Her husband allows (!) her to start acting again, and the part of this novella I most enjoyed were her experiences re-entering the theatre as an understudy. At the same time this novella was published, Smith published the second volume of her memoirs – which, if memory serves, looked at the period of her own life when she was trying to make it as an actress. Smith is clearly at home in this world.
Where she is less at home is the thriller – the story suddenly takes a leap for the more dramatic, after a relatively promising start, and we are lost in a sea of chases and espionage and peril. It’s not at all convincing, and mostly feels very silly. I’d read Barb’s and Jane’s very unflattering reviews, and at least forewarned is forearmed. I quite enjoyed the first half, which have elements of Smith’s delicious humour (“Anyway, they hated the idea of the public tramping over beautiful old houses, which should be private, part of their owners’ private lives.

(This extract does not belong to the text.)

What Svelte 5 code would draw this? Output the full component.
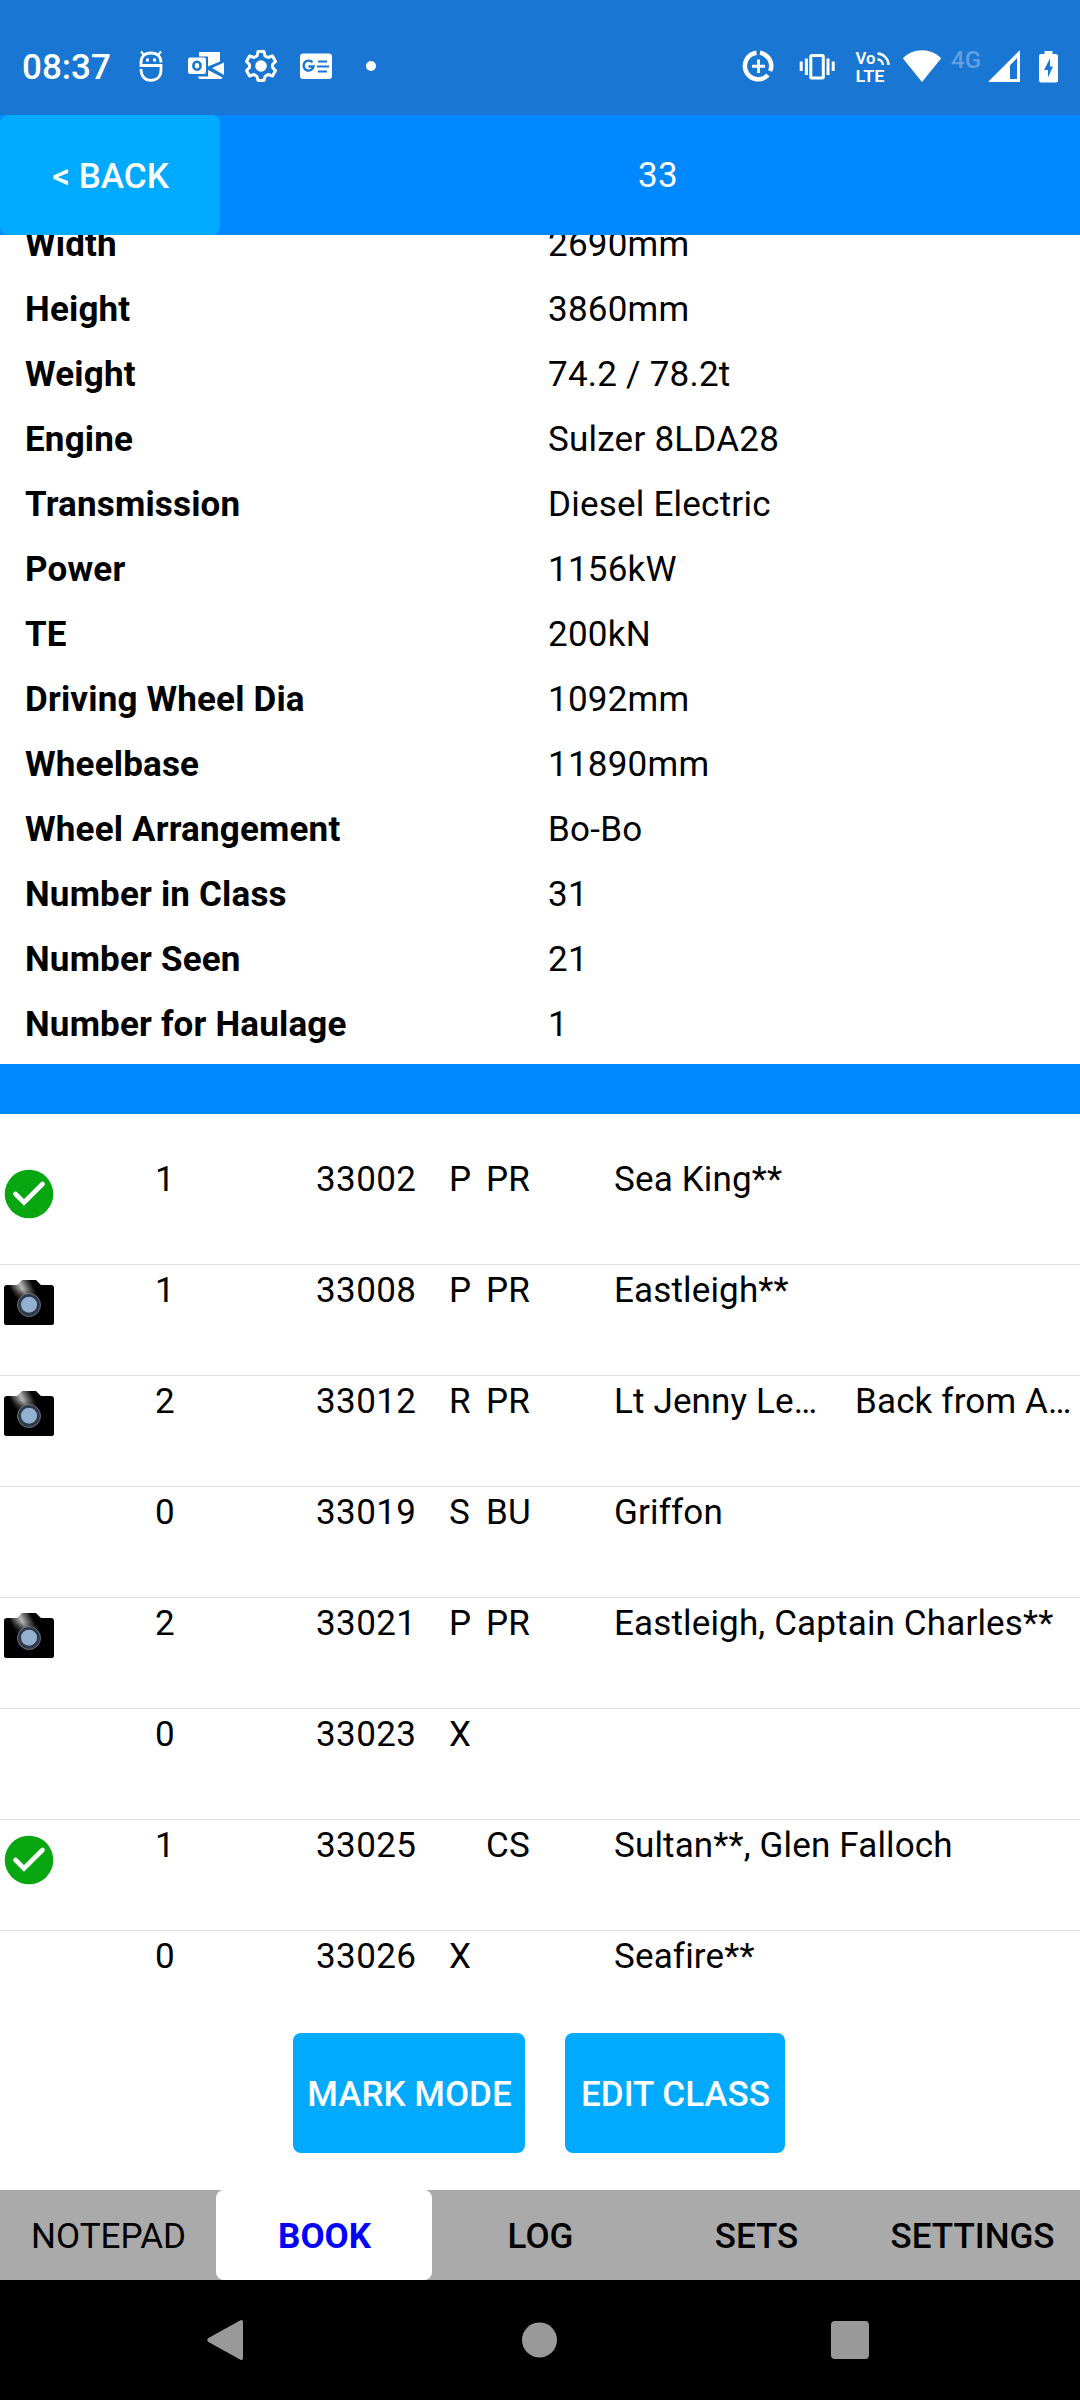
<script lang="ts">
  type Loco = {
    icon?: 'tick' | 'camera';
    count: number;
    number: string;
    status?: string;
    pool?: string;
    name?: string;
    note?: string;
  };

  const details: [string, string][] = [
    ['Width', '2690mm'],
    ['Height', '3860mm'],
    ['Weight', '74.2 / 78.2t'],
    ['Engine', 'Sulzer 8LDA28'],
    ['Transmission', 'Diesel Electric'],
    ['Power', '1156kW'],
    ['TE', '200kN'],
    ['Driving Wheel Dia', '1092mm'],
    ['Wheelbase', '11890mm'],
    ['Wheel Arrangement', 'Bo-Bo'],
    ['Number in Class', '31'],
    ['Number Seen', '21'],
    ['Number for Haulage', '1']
  ];

  const locos: Loco[] = [
    { icon: 'tick', count: 1, number: '33002', status: 'P', pool: 'PR', name: 'Sea King**' },
    { icon: 'camera', count: 1, number: '33008', status: 'P', pool: 'PR', name: 'Eastleigh**' },
    { icon: 'camera', count: 2, number: '33012', status: 'R', pool: 'PR', name: 'Lt Jenny Le…', note: 'Back from A…' },
    { count: 0, number: '33019', status: 'S', pool: 'BU', name: 'Griffon' },
    { icon: 'camera', count: 2, number: '33021', status: 'P', pool: 'PR', name: 'Eastleigh, Captain Charles**' },
    { count: 0, number: '33023', status: 'X' },
    { icon: 'tick', count: 1, number: '33025', pool: 'CS', name: 'Sultan**, Glen Falloch' },
    { count: 0, number: '33026', status: 'X', name: 'Seafire**' }
  ];

  const tabs = ['NOTEPAD', 'BOOK', 'LOG', 'SETS', 'SETTINGS'];
  let activeTab = $state('BOOK');
</script>

<div class="screen">
  <div class="status-bar">
    <span class="time">08:37</span>
    <div class="notifications">
      <svg width="36" height="36" viewBox="0 0 36 36" fill="none" stroke="#fff" stroke-width="2.800">
        <path d="M28 14.500C28 8.500 24 5 18 5S8 8.500 8 14.500V17.500H28V22C28 28.500 24 32.300 18 32.300S8 28.500 8 21" />
        <path d="M8 3.500l3 3.500M28 3.500l-3 3.500" stroke-width="2.200" />
        <path d="M13 12h3M20 12h3" />
      </svg>
      <svg width="36" height="36" viewBox="0 0 36 36">
        <path fill="#fff" d="M11 4H32V13.500L20 18.500V8.500H11zM36 14.500V27L24 20zM20 22L34.500 29.500Q34 31 32 31H12Q10.500 31 10 28.500H20z" />
        <path fill="#fff" fill-rule="evenodd" d="M2 9.500H16Q18 9.500 18 11.500V24Q18 26 16 26H2Q0 26 0 24V11.500Q0 9.500 2 9.500zM9 12.500C2.500 12.500 2.500 23 9 23S15.500 12.500 9 12.500zM9 15C12 15 12 20.500 9 20.500S6 15 9 15z" />
      </svg>
      <svg width="36" height="36" viewBox="0 0 36 36">
        <path fill="none" stroke="#fff" stroke-width="3" stroke-linejoin="round" d="M15 3.500H21L22 8L25 9.500L29.500 8L32.500 13.500L29.500 16.500V19.500L32.500 22.500L29.500 28L25 26.500L22 28.500L21 32.500H15L14 28.500L11 26.500L6.500 28L3.500 22.500L6.500 19.500V16.500L3.500 13.500L6.500 8L11 9.500L14 8z" />
        <circle cx="18" cy="18" r="5.800" fill="#fff" />
      </svg>
      <svg width="36" height="36" viewBox="0 0 36 36" fill="none" stroke="#1976d2">
        <rect x="2" y="5.500" width="32" height="25.500" rx="3" fill="#fff" stroke="none" />
        <path stroke-width="2.400" d="M14.500 14.500A5 5 0 1 0 15.500 18.500H10.500" />
        <path stroke-width="2" d="M20 13.500H29M19 18.500H31M20 23.500H29" />
      </svg>
      <svg width="36" height="36" viewBox="0 0 36 36">
        <circle cx="18" cy="18" r="5" fill="#fff" />
      </svg>
    </div>
    <div class="system">
      <svg width="36" height="36" viewBox="0 0 36 36" fill="none" stroke="#fff">
        <path stroke-width="4.500" d="M20 4.800A13.300 13.300 0 0 1 30.200 23M28 27A13.300 13.300 0 1 1 16.500 4.800" />
        <path stroke-width="3" d="M18.500 11.500V25M12 18.200H25" />
      </svg>
      <svg class="vibrate" width="36" height="36" viewBox="0 0 36 36" fill="none" stroke="#fff">
        <rect x="11.800" y="7.500" width="12.500" height="22.500" rx="1" stroke-width="3" />
        <path stroke-width="3" d="M2.200 13.500V23M7.400 10.500V27M29 10.500V27M34.200 13.500V23" />
      </svg>
      <svg class="volte" width="36" height="36" viewBox="0 0 36 36">
        <text x="0.500" y="16.300" textLength="20" lengthAdjust="spacingAndGlyphs">Vo</text>
        <text x="0.500" y="34" textLength="29" lengthAdjust="spacingAndGlyphs">LTE</text>
        <path fill="none" stroke="#fff" stroke-width="2.400" d="M22.500 11.300A6 6 0 0 1 28 17M22.500 5.500A11.500 11.500 0 0 1 33.500 17" />
      </svg>
      <svg class="wifi" width="40" height="36" viewBox="0 0 40 36">
        <path fill="#fff" d="M20 34L0.800 10.300C6 5 12.500 2.200 20 2.200S34 5 39.200 10.300z" />
      </svg>
      <span class="network">4G</span>
      <svg width="32" height="36" viewBox="0 0 32 36">
        <path fill="#fff" fill-rule="evenodd" d="M32 2V34H0zM29 10L22 17.500V31H29z" />
      </svg>
      <svg class="battery" width="19" height="36" viewBox="0 0 19 36">
        <path fill="#fff" fill-rule="evenodd" d="M5.500 3H13.500V6H17Q19 6 19 8V32.500Q19 34.500 17 34.500H2Q0 34.500 0 32.500V8Q0 6 2 6H5.500zM11 10.500L5 22H9V29.500L14 18.500H11z" />
      </svg>
    </div>
  </div>

  <header>
    <button class="back">&lt; BACK</button>
    <h1>33</h1>
  </header>

  <div class="details">
    {#each details as [label, value]}
      <div class="detail">
        <b>{label}</b>
        <span>{value}</span>
      </div>
    {/each}
  </div>

  <div class="band"></div>

  <div class="locos">
    {#each locos as loco}
      <div class="loco">
        <div class="icon">
          {#if loco.icon === 'tick'}
            <svg width="50" height="50" viewBox="0 0 50 50">
              <circle cx="25" cy="25" r="24.300" fill="#08a611" />
              <path d="M11.500 25L20 33.500L38.500 15" fill="none" stroke="#fff" stroke-width="4.600" stroke-linecap="round" />
            </svg>
          {:else if loco.icon === 'camera'}
            <svg width="50" height="50" viewBox="0 0 50 50">
              <defs>
                <linearGradient id="shine" gradientUnits="userSpaceOnUse" x1="8" y1="13" x2="28" y2="3">
                  <stop offset="0" stop-color="#000" />
                  <stop offset="0.500" stop-color="#b8b8b8" />
                  <stop offset="1" stop-color="#000" />
                </linearGradient>
                <linearGradient id="fade" x1="0" y1="0" x2="0" y2="1">
                  <stop offset="0.200" stop-color="#000" stop-opacity="0" />
                  <stop offset="0.500" stop-color="#000" />
                </linearGradient>
              </defs>
              <path fill="url(#shine)" d="M3 5H13L18 0H32L37 5H47Q50 5 50 8V42Q50 45 47 45H3Q0 45 0 42V8Q0 5 3 5z" />
              <path fill="url(#fade)" d="M3 5H13L18 0H32L37 5H47Q50 5 50 8V42Q50 45 47 45H3Q0 45 0 42V8Q0 5 3 5z" />
              <circle cx="25" cy="25" r="11.500" fill="#2c3a4a" stroke="#8a8f96" stroke-width="0.700" />
              <circle cx="25" cy="24.700" r="8" fill="#95afcf" />
            </svg>
          {/if}
        </div>
        <span class="count">{loco.count}</span>
        <span class="number">{loco.number}</span>
        <span class="status">{loco.status ?? ''}</span>
        <span class="pool">{loco.pool ?? ''}</span>
        <span class="name">{loco.name ?? ''}</span>
        {#if loco.note}
          <span class="note">{loco.note}</span>
        {/if}
      </div>
    {/each}
  </div>

  <div class="actions">
    <button class="mark">MARK MODE</button>
    <button class="edit">EDIT CLASS</button>
  </div>

  <div class="tabs">
    {#each tabs as tab, i}
      <button class:active={tab === activeTab} class:plain={i === 0} onclick={() => (activeTab = tab)}>{tab}</button>
    {/each}
  </div>

  <div class="nav-bar">
    <svg width="40" height="44" viewBox="0 0 40 44">
      <path fill="#999" d="M2.500 20L34 2.500Q37 1 37 4V40Q37 43 34 41.500L2.500 24Q0 22 2.500 20z" />
    </svg>
    <svg width="36" height="36" viewBox="0 0 36 36">
      <circle cx="18.500" cy="18" r="17.500" fill="#999" />
    </svg>
    <svg width="38" height="38" viewBox="0 0 38 38">
      <rect width="38" height="38" rx="4" fill="#999" />
    </svg>
  </div>
</div>

<style>
  :global(body) {
    margin: 0;
    background: #fff;
  }
  .screen {
    width: 1080px;
    height: 2400px;
    display: flex;
    flex-direction: column;
    overflow: hidden;
    background: #fff;
    color: #000;
    font-family: Roboto, sans-serif;
    font-size: 35px;
    letter-spacing: 0.15px;
  }
  .screen > div,
  header {
    flex-shrink: 0;
  }
  svg {
    display: block;
    flex-shrink: 0;
    overflow: visible;
  }
  button {
    box-sizing: border-box;
    border: 0;
    padding: 2px 0 0 1px;
    font: inherit;
    font-weight: 500;
    letter-spacing: 0;
    cursor: pointer;
  }

  .status-bar {
    height: 115px;
    box-sizing: border-box;
    padding: 17px 22px 0 22px;
    display: flex;
    align-items: center;
    background: #1976d2;
    color: #fff;
  }
  .time {
    width: 111px;
    font-size: 35px;
    font-weight: 500;
    letter-spacing: 0;
    line-height: 40px;
    padding-top: 4px;
  }
  .notifications {
    display: flex;
    gap: 19px;
  }
  .system {
    display: flex;
    margin-left: auto;
  }
  .vibrate {
    margin-left: 23px;
  }
  .volte {
    margin-left: 20px;
  }
  .volte text {
    fill: #fff;
    font-size: 17px;
    font-weight: 600;
    letter-spacing: 0;
  }
  .wifi {
    margin-left: 11px;
  }
  .network {
    width: 37px;
    margin-left: 9px;
    font-size: 24px;
    font-weight: 500;
    line-height: 24px;
    letter-spacing: 0;
    color: #619fe0;
  }
  .battery {
    margin-left: 19px;
  }

  header {
    height: 120px;
    display: flex;
    background: #08f;
    color: #fff;
  }
  .back {
    width: 220px;
    border-radius: 8px;
    background: #0af;
    color: #fff;
  }
  h1 {
    flex: 1;
    margin: 0;
    padding-left: 16px;
    font-size: 35px;
    font-weight: 400;
    line-height: 121px;
    letter-spacing: 0.35px;
    text-align: center;
  }

  .details {
    height: 829px;
    box-sizing: border-box;
    padding-bottom: 7px;
    display: flex;
    flex-direction: column;
    justify-content: flex-end;
    overflow: hidden;
  }
  .detail {
    height: 65px;
    flex-shrink: 0;
    display: flex;
    padding-left: 25px;
    line-height: 65px;
    letter-spacing: 0.23px;
  }
  .detail b {
    width: 523px;
    font-weight: 700;
    letter-spacing: 0.17px;
  }

  .band {
    height: 50px;
    background: #08f;
  }

  .locos {
    height: 919px;
    box-sizing: border-box;
    padding-top: 40px;
    overflow: hidden;
  }
  .loco {
    height: 110px;
    display: flex;
    border-bottom: 1px solid #e0e0e0;
    line-height: 52px;
    white-space: nowrap;
  }
  .loco:last-child {
    border-bottom: 0;
  }
  .icon {
    width: 151px;
    padding: 15px 0 0 4px;
  }
  .count {
    width: 161px;
  }
  .number {
    width: 133px;
    letter-spacing: 0.4px;
  }
  .status {
    width: 37px;
  }
  .pool {
    width: 128px;
  }
  .name {
    min-width: 241px;
  }

  .actions {
    height: 157px;
    display: flex;
    gap: 40px;
    padding-left: 293px;
  }
  .actions button {
    height: 120px;
    border-radius: 8px;
    background: #0af;
    color: #fff;
  }
  .mark {
    width: 232px;
  }
  .edit {
    width: 220px;
  }

  .tabs {
    height: 90px;
    display: flex;
    background: #aaa;
  }
  .tabs button {
    flex: 1;
    border-radius: 8px;
    background: #aaa;
    color: #000;
  }
  .tabs .plain {
    font-weight: 400;
  }
  .tabs .active {
    background: #fff;
    color: #00f;
    font-weight: 700;
  }

  .nav-bar {
    height: 120px;
    box-sizing: border-box;
    padding: 0 211px 0 206px;
    display: flex;
    align-items: center;
    justify-content: space-between;
    background: #000;
  }
</style>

If the Slepes ever acquire a private life they’ll be bitterly disappointed”) but the second half is too absurd and unsuccessful to make this a book worth seeking out.
Oh dear, I adore I Capture the Castle but this Smith does sound awful. I’m very tempted by the Petterson though!
Yes, I’ve read a few others of her now and ICTC is definitely head and shoulders above the others – though they’re mostly not this bad!
I think I’ll definitely avoid the Smith, Simon, but the Petterson sounds interesting!
A curate’s egg of a second read there! You’re doing very well, though!